Question

The heat of vaporization of water is 40.66 KJ/mol. How much heat is absorbed when 2.87 g of water boils at atmospheric pressure?

Answer 1

Hint: To calculate the heat absorbed, first we need to find out the number of moles of water by dividing the mass of the water with the molecular weight of the water. The molar heat of vaporization is the energy required to vaporize one mole of liquid.

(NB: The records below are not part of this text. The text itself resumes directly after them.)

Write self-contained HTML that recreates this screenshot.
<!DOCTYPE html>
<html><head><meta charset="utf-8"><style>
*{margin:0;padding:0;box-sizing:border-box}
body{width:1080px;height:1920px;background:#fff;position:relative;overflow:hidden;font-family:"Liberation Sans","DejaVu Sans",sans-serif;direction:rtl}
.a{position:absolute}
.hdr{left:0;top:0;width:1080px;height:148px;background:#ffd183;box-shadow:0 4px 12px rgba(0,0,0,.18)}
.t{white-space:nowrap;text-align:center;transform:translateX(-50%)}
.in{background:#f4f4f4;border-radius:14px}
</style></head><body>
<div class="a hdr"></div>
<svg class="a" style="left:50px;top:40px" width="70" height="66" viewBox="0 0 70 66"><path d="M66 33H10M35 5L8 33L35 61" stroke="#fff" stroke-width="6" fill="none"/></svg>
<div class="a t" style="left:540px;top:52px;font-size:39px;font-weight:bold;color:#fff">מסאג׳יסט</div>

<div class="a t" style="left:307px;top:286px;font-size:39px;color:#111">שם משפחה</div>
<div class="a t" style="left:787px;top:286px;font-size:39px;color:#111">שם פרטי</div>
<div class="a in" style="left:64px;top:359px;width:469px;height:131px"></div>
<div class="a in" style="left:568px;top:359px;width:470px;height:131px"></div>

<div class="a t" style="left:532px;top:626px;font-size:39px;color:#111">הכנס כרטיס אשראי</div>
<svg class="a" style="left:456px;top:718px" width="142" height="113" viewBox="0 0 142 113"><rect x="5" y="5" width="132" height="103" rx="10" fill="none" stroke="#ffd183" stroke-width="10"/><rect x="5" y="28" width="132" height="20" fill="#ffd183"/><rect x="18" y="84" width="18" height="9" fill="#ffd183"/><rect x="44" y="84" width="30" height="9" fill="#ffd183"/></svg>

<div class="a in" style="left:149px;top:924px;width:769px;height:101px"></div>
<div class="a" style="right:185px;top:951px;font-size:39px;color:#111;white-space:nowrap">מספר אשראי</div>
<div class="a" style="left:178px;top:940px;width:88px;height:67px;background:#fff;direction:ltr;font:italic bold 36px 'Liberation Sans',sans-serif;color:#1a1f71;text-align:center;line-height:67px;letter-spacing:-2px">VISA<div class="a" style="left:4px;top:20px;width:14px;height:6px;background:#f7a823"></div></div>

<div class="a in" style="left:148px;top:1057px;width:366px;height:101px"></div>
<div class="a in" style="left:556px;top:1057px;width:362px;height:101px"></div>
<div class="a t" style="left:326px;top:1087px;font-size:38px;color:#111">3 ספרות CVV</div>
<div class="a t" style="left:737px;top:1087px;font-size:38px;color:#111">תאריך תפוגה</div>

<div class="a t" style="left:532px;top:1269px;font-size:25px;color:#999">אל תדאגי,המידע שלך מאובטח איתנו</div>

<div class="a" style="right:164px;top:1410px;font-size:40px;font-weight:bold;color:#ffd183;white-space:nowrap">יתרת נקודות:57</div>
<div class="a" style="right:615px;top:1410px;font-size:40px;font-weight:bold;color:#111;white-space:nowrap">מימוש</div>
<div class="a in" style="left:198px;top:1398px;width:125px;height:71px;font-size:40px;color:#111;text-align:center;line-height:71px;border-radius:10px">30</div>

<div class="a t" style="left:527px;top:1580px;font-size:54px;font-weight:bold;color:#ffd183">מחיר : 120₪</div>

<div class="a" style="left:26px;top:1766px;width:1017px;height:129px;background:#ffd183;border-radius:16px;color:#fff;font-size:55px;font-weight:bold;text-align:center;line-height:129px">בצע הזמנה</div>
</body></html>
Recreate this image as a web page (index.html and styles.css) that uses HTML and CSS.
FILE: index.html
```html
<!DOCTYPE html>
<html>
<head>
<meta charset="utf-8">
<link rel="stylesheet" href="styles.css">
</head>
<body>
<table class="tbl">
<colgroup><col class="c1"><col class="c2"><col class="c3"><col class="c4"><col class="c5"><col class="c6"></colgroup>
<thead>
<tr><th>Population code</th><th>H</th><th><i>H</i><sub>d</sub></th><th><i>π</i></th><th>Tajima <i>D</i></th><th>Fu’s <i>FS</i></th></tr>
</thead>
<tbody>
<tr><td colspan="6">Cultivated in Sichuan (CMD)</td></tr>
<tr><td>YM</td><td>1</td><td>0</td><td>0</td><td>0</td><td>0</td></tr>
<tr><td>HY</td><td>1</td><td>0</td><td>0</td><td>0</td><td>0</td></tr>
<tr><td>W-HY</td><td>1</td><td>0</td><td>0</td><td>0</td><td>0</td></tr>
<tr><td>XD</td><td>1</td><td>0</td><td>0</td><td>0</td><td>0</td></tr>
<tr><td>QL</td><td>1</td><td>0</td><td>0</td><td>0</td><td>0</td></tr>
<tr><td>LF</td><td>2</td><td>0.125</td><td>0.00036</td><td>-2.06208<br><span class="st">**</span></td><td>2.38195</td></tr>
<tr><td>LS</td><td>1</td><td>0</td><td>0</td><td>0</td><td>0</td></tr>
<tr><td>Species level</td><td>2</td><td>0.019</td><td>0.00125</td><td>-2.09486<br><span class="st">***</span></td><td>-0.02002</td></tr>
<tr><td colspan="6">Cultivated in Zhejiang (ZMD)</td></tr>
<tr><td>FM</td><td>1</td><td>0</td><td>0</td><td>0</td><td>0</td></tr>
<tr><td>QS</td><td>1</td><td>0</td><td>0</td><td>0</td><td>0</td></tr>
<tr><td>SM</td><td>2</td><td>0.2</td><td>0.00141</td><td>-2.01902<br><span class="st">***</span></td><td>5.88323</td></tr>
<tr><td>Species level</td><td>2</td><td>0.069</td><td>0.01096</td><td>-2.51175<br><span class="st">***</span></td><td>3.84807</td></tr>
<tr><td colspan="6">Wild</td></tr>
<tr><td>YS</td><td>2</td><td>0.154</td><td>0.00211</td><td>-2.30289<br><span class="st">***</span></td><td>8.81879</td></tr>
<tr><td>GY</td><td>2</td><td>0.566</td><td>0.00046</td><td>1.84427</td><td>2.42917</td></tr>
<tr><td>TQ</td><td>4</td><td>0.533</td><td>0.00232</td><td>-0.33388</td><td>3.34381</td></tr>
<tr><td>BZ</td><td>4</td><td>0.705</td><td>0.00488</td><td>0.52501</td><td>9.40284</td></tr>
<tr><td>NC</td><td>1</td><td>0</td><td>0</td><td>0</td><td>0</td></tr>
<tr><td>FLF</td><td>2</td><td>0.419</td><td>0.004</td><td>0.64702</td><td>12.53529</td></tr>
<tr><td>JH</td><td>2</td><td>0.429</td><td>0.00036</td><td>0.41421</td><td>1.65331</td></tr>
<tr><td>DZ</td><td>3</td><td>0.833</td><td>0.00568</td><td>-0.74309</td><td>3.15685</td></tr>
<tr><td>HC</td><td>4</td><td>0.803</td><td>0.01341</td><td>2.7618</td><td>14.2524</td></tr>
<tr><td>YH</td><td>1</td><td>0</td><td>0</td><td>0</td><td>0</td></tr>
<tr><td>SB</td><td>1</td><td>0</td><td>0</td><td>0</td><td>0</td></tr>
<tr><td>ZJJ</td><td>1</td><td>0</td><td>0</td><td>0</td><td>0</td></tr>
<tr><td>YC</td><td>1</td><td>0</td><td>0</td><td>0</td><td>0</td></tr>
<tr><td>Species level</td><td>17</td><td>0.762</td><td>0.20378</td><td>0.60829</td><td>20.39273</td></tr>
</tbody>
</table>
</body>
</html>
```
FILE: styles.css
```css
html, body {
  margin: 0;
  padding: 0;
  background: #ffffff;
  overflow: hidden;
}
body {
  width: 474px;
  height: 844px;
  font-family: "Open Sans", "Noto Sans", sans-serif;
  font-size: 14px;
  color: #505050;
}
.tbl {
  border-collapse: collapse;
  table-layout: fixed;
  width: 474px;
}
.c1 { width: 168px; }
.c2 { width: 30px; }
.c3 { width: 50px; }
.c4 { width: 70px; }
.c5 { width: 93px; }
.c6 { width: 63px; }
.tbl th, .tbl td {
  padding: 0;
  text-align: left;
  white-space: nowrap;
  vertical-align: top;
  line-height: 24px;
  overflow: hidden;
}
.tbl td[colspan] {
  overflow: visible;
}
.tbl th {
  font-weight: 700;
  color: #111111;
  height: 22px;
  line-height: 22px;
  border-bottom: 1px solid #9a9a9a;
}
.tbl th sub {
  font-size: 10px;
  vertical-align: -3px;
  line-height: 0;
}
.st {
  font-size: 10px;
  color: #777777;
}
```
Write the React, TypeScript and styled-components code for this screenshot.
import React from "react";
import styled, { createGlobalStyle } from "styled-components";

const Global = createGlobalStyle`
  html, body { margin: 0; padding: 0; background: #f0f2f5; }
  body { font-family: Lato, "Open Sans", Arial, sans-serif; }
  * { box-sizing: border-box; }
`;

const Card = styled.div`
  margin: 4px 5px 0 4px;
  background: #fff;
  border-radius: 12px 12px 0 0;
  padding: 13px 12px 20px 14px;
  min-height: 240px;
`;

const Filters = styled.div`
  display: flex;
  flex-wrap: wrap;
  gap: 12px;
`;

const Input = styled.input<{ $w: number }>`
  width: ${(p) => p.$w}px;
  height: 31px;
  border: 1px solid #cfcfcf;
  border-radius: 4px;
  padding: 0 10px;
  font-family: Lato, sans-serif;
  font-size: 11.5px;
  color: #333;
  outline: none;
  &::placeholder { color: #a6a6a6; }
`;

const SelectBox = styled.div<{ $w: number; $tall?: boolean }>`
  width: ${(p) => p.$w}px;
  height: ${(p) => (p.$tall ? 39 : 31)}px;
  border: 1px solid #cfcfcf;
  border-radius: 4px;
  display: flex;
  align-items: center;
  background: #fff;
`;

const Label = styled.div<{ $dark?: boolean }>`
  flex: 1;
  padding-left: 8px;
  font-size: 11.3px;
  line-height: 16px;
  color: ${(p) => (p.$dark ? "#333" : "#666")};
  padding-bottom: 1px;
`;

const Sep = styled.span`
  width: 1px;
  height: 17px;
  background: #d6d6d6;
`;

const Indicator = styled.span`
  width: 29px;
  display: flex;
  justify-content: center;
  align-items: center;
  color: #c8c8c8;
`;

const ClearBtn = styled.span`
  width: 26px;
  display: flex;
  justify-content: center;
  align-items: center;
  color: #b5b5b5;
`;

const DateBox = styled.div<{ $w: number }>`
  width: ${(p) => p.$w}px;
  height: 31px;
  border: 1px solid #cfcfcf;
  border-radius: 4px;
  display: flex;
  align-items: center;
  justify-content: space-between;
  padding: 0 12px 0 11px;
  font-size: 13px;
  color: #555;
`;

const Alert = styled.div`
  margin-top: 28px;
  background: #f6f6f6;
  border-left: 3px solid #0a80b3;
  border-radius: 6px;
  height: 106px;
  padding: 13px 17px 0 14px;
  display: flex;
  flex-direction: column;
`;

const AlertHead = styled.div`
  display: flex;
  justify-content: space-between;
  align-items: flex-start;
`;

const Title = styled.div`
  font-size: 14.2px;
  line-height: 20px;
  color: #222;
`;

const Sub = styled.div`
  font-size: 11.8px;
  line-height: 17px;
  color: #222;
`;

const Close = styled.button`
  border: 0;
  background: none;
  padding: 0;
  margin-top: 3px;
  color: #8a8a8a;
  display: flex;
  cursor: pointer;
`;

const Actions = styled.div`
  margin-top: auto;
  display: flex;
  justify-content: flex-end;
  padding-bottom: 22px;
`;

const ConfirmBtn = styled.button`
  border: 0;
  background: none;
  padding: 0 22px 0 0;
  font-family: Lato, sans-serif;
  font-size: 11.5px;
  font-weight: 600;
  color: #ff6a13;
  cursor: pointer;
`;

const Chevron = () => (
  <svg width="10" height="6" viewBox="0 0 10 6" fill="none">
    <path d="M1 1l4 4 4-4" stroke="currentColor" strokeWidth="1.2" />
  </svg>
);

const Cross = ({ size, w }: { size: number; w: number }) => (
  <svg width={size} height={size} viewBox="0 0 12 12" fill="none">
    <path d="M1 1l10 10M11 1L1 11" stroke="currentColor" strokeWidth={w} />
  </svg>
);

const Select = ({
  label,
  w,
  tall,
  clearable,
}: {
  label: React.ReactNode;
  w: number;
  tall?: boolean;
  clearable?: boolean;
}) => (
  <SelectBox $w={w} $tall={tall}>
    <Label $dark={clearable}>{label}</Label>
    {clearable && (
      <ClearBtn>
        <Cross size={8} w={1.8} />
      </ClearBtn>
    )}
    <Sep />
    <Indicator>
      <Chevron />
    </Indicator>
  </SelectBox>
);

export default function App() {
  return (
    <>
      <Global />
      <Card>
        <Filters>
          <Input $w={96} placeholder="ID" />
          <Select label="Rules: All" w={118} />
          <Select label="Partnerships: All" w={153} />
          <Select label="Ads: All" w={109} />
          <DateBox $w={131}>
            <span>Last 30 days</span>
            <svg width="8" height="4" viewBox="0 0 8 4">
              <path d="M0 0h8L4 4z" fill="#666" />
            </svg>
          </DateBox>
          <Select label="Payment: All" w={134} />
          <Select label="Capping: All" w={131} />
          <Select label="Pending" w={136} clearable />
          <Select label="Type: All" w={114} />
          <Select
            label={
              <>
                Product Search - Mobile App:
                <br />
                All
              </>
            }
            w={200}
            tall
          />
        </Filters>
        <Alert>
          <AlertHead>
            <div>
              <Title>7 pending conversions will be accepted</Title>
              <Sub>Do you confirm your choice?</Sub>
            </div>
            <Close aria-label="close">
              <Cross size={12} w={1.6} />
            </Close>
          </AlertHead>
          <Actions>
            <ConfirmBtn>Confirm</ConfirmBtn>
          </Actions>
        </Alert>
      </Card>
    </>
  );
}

Complete step by step answer:
It is given that the heat of vaporization of water is 40.66 KJ/mol.
The mass of water is 2.87 g.
The molar heat of vaporization is defined as the energy required to vaporize one mole of liquid. The unit of molar heat of vaporization is kilojoule per mole KJ/mol. The molar heat of vaporization is denoted by $\Delta {H_{vap}}$. The molar heat of vaporization is sometimes referred to as molar enthalpy of vaporization.
Here, the heat of vaporization of water is 40.66 KJ/mol implies that we need 40.66 KJ/mol of heat to boil 1 mole of water at 100 degree Celsius, normal boiling point temperature.
First we need to calculate the number of moles from the given mass. The molecular weight of water is 18.015 g/mol.
The formula is shown below.
$n = \dfrac{m}{M}$
Where,
n is the number of moles
m is the mass
M is the molecular weight
To calculate the number of moles, substitute the values in the above equation.
$ \Rightarrow n = \dfrac{{2.87g}}{{18.015g/mol}}$
$ \Rightarrow n = 0.1593mol$
Now use the value of molar heat of vaporization as the conversion factor to find out how much heat is needed to boil 0.1593 mol of water.
$ \Rightarrow 0.1593mols\;of\;{H_2}O \times \dfrac{{40.66KJ}}{{1\;mol\;of\;{H_2}O}}$
$ \Rightarrow 6.477KJ \approx 6.48KJ$
Therefore, 6.48 KJ heat is absorbed when 2.87 g of water boils at atmospheric pressure.

Note:
Make sure to convert the calculated value to 3 significant figures which is the number of significant figures of the mass of the water.